Sunday, October 07, 2007
Tuesday, October 02, 2007
Sofie has been hitting me nearly every day for months now. Months! This kid, she has a temper.
Is this not normal? I thought all babies did this. But apparently some of her little friends do not, or are just starting to. Hrm.
Sofie is a sweetheart, a funny, goofy girl who loves to cuddle and kiss and sing and play. But when she gets mad, watch out. She hits, kicks, punches, and pushes. She takes my chin in her hand and physically turns my face away so I can't look at her when she's mad at me. (That one almost hurts my feelings, except it's just so funny, too.) She arches her back and tries to throw herself headfirst to the floor.
She's always had a temper - we first saw it when she was much younger and would get upset when we offered her a doll or a stuffed toy when she was crying. Instead of hugging it for comfort, she'd get mad and fling it away, like she was wondering how we could trivialize her pain so much as to assume a stuffed TOY would make it better. Respect my issues!
About three months ago, when the striking out was first starting, I struggled for a while. Because honestly? It's kind of annoying to get punched in the face by your one year old because she doesn't want to go to sleep. And it took me a while to get the hang of managing that irritation and not getting upset.

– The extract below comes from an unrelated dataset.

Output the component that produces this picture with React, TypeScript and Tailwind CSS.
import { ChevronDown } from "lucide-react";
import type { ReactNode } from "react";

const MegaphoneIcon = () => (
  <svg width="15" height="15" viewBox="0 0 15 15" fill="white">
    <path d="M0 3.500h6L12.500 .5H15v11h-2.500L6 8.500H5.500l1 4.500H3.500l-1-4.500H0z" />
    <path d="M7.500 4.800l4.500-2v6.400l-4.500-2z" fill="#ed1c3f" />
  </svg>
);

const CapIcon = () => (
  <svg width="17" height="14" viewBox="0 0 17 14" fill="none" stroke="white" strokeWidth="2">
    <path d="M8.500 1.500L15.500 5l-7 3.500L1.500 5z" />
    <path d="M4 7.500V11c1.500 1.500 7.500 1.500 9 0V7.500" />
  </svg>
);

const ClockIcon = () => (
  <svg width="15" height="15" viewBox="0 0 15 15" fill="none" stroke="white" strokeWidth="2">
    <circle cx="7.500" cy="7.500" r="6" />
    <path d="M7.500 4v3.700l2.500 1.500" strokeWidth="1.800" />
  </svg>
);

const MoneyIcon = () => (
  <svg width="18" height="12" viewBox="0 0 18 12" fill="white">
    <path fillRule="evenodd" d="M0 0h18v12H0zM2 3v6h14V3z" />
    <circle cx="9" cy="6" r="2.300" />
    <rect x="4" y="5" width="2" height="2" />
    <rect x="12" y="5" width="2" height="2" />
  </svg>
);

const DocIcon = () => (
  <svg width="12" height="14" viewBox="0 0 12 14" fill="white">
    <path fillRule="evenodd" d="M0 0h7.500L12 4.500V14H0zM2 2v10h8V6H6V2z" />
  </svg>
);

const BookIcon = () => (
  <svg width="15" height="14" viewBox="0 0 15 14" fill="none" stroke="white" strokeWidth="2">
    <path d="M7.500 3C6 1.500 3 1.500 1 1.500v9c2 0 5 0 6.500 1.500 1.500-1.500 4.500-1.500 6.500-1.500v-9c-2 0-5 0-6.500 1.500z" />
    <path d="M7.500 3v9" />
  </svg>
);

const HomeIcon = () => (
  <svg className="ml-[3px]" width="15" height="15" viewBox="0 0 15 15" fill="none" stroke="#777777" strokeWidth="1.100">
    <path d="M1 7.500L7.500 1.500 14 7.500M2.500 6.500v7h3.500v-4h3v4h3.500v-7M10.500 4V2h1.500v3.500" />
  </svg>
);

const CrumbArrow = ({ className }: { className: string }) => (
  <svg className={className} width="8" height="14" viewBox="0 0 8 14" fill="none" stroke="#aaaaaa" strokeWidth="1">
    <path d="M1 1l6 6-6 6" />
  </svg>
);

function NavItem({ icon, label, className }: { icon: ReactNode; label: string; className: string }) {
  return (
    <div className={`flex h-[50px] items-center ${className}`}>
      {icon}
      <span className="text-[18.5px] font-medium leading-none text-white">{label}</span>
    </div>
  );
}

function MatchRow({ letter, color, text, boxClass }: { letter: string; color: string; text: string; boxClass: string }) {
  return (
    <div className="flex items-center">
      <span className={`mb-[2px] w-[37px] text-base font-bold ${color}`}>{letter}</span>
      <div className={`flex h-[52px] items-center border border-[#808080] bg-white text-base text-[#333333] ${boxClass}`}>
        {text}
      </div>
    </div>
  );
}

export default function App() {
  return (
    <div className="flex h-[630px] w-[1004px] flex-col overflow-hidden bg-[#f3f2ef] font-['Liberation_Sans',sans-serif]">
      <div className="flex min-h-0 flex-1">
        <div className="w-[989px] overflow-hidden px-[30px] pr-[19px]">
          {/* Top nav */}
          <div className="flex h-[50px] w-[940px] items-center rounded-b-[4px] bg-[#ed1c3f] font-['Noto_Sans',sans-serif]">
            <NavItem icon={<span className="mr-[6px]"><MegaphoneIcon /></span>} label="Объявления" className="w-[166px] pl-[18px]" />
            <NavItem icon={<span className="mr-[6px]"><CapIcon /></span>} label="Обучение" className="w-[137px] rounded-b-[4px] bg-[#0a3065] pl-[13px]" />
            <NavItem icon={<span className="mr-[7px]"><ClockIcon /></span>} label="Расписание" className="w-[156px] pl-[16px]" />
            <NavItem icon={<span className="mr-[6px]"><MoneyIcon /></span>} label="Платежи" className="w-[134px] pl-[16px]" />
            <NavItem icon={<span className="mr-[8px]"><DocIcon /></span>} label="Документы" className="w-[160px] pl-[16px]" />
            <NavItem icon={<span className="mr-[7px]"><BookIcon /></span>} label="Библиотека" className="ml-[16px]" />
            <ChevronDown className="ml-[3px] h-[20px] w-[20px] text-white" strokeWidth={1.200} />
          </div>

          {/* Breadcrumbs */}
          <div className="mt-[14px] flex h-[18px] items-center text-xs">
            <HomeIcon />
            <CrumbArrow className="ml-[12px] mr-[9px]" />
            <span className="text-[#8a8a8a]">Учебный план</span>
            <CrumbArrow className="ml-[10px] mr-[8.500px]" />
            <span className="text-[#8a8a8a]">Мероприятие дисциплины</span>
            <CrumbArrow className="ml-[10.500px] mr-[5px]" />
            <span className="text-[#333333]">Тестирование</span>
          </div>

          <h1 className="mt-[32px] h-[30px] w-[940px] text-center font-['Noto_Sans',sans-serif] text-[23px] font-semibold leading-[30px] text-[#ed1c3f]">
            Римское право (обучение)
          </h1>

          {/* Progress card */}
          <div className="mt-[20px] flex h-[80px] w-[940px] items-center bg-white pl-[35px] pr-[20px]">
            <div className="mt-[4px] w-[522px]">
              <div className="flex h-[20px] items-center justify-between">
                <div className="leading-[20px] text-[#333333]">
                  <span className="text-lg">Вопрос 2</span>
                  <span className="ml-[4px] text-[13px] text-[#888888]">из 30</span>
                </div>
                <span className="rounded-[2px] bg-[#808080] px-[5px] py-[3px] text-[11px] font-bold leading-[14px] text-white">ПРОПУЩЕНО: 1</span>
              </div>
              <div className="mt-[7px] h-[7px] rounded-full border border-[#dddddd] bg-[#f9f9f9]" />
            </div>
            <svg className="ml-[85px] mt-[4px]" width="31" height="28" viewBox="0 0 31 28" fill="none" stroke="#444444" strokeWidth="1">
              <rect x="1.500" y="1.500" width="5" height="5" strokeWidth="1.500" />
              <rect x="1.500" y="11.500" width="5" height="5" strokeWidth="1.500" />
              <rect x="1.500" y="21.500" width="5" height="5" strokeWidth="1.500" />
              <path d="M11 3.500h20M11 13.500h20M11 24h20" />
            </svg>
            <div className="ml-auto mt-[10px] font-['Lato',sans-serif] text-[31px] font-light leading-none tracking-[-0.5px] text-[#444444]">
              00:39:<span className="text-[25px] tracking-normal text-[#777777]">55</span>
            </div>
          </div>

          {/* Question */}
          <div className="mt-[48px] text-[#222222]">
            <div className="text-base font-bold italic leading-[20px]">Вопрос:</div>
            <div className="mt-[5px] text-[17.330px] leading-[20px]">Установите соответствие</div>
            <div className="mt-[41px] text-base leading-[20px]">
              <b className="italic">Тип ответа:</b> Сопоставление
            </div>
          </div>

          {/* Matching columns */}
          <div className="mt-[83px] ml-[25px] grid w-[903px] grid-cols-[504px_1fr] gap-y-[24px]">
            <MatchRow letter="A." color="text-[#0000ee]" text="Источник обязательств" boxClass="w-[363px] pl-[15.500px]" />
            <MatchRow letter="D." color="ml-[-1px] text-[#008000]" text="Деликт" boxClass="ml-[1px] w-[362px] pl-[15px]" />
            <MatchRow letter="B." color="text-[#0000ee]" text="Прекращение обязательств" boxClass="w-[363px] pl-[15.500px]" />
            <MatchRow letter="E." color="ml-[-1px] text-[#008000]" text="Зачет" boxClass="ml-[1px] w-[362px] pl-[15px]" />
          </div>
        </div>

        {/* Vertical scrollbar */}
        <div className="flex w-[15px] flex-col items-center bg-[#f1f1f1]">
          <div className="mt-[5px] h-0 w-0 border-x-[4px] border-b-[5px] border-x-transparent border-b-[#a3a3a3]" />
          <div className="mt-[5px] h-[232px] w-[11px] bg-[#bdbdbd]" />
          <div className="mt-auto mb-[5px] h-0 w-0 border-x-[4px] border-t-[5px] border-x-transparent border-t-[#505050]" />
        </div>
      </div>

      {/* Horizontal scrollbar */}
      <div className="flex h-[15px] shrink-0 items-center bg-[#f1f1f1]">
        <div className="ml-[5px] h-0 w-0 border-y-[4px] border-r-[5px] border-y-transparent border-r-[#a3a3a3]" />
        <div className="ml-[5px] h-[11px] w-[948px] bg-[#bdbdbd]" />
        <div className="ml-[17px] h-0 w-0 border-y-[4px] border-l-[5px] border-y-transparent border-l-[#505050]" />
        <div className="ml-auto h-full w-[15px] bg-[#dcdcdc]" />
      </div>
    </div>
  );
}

But I guess I've gotten used to it because I hardly notice anymore. I do what I can - taking her little fists in my hands and saying "No hitting!" Which is like throwing water on an oil fire. Kaboom. But I do it nonetheless. And I otherwise try not to react too much, because the reaction might be half the fun.
But still. It makes me wonder what we're in for when she gets a little older.

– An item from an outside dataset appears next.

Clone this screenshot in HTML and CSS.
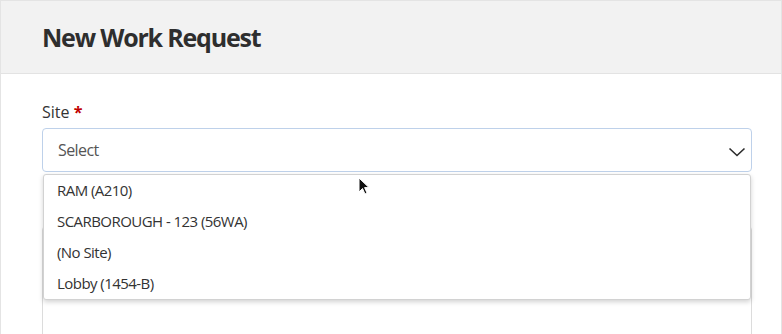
FILE: index.html
```html
<!DOCTYPE html>
<html lang="en">
<head>
    <meta charset="UTF-8">
    <meta name="viewport" content="width=device-width, initial-scale=1.0">
    <title>New Work Request</title>
    <link rel="stylesheet" href="styles.css">
</head>
<body>
    <div class="panel">
        <div class="panel-header">
            <h1 class="panel-title">New Work Request</h1>
        </div>

        <div class="panel-body">
            <label class="field-label">Site <span class="required">*</span></label>
            <div class="select-wrap">
                <div class="select-box">
                    <span class="select-placeholder">Select</span>
                    <svg class="chevron" width="18" height="10" viewBox="0 0 18 10">
                        <path d="M1.5 1.5 L9 8.5 L16.5 1.5" fill="none" stroke="#2b2b2b" stroke-width="1.6"/>
                    </svg>
                </div>
                <ul class="dropdown">
                    <li>RAM (A210)</li>
                    <li>SCARBOROUGH - 123 (56WA)</li>
                    <li>(No Site)</li>
                    <li>Lobby (1454-B)</li>
                </ul>
            </div>
            <div class="text-area"></div>
        </div>

        <svg class="cursor" width="14" height="20" viewBox="0 0 14 20">
            <path d="M1 1 L1 15 L4.5 11.5 L7 17 L9 16 L6.6 10.6 L11 10.6 Z" fill="#111" stroke="#fff" stroke-width="1"/>
        </svg>
    </div>
</body>
</html>
```

FILE: styles.css
```css
body {
    margin: 0;
    padding: 0;
    font-family: 'Open Sans', 'Noto Sans', sans-serif;
    color: #333333;
    background-color: #ffffff;
}

.panel {
    position: relative;
    height: 334px;
    border: 1px solid #e4e4e4;
    border-bottom: none;
    box-sizing: border-box;
    overflow: hidden;
}

.panel-header {
    height: 72px;
    background-color: #f2f2f2;
    border-bottom: 1px solid #e3e3e3;
    display: flex;
    align-items: center;
    padding-left: 41px;
}

.panel-title {
    margin: 0;
    font-size: 25px;
    font-weight: 700;
    letter-spacing: -1.2px;
    color: #2e2e2e;
}

.panel-body {
    padding: 27px 29px 0 41px;
}

.field-label {
    display: block;
    font-size: 16px;
    line-height: 22px;
    color: #333333;
    margin-bottom: 5px;
}

.required {
    color: #c00000;
    font-weight: 700;
}

.select-wrap {
    position: relative;
}

.select-box {
    height: 44px;
    border: 1px solid #bed1ea;
    border-radius: 4px;
    box-sizing: border-box;
    display: flex;
    align-items: center;
    justify-content: space-between;
    padding: 0 5px 0 15px;
}

.select-placeholder {
    font-size: 16px;
    letter-spacing: -0.6px;
    color: #555555;
}

.chevron {
    margin-top: 3px;
}

.dropdown {
    position: absolute;
    top: 46px;
    left: 1px;
    right: 1px;
    margin: 0;
    padding: 0;
    list-style: none;
    background-color: #ffffff;
    border: 1px solid #d2d2d2;
    border-radius: 3px;
    box-shadow: 0 2px 5px rgba(0, 0, 0, 0.18);
    z-index: 10;
}

.dropdown li {
    height: 31px;
    line-height: 31px;
    padding-left: 13px;
    font-size: 15px;
    letter-spacing: -0.55px;
    color: #333333;
}

.text-area {
    margin-top: 54px;
    height: 140px;
    border: 1px solid #dcdcdc;
    border-radius: 4px;
}

.cursor {
    position: absolute;
    left: 357px;
    top: 176px;
    z-index: 20;
}
```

One of our neighbors told us her little girl was like this as a baby. Her daughter, who's just a cutie and probably one of our favorite kids ever, is famous for her temper to this day. Her parents do a great job helping her manage it, though. I think maybe I need to sit down with her mom and get some advice.
The good side of all of this -- and Sofie's obsession with the word no -- is that it seems to me like this has to indicate pretty good self esteem. Not the hitting, per se, but the ability to respect her own emotional space enough that she can say "No, I don't want you to look at me right now" or "No, I do NOT want a toy, I want to cry." We want very much to raise a kid who has some emotional intelligence and is allowed to feel what she feels. And maybe weathering these early storms is the first step towards that.
Monday, October 01, 2007
- Learned to walk
- Learned to whistle
- Learned to say the letter f
- Learned to make the sign for "fish" - kind of. You do the wrong sign for it, but you consistently do it, so I think it's deliberate.
- Learned to drink whole milk and eat snow peas, carrots, spaghetti, and birthday cake
- Learned to grind your teeth, much to our chagrin, and to do so constantly
- Learned to say no, both in word and gesture
- Decided to say nothing but no
- Decided anyone you don't know must be sternly rebuked if trying to speak to you. No no no.
- Learned that you can possess a toy and try to prevent another child from taking said toy from you - which sounds basic but is a pretty huge step forwards from the peaceable kingdom which has been baby playdates up until now. Now there's shoving. Oh joy.
- Attended about six birthday parties and had a good time at all of them but your own. We're discovering that you're not exactly shy, but you're definitely a little bit of a sensitive girl. As were both your parents when we were little, so this is too be expected.
Wow! I hope you're pacing yourself, because month 14 is looming large - starting tomorrow you've got a whole new month to fill with accomplishments.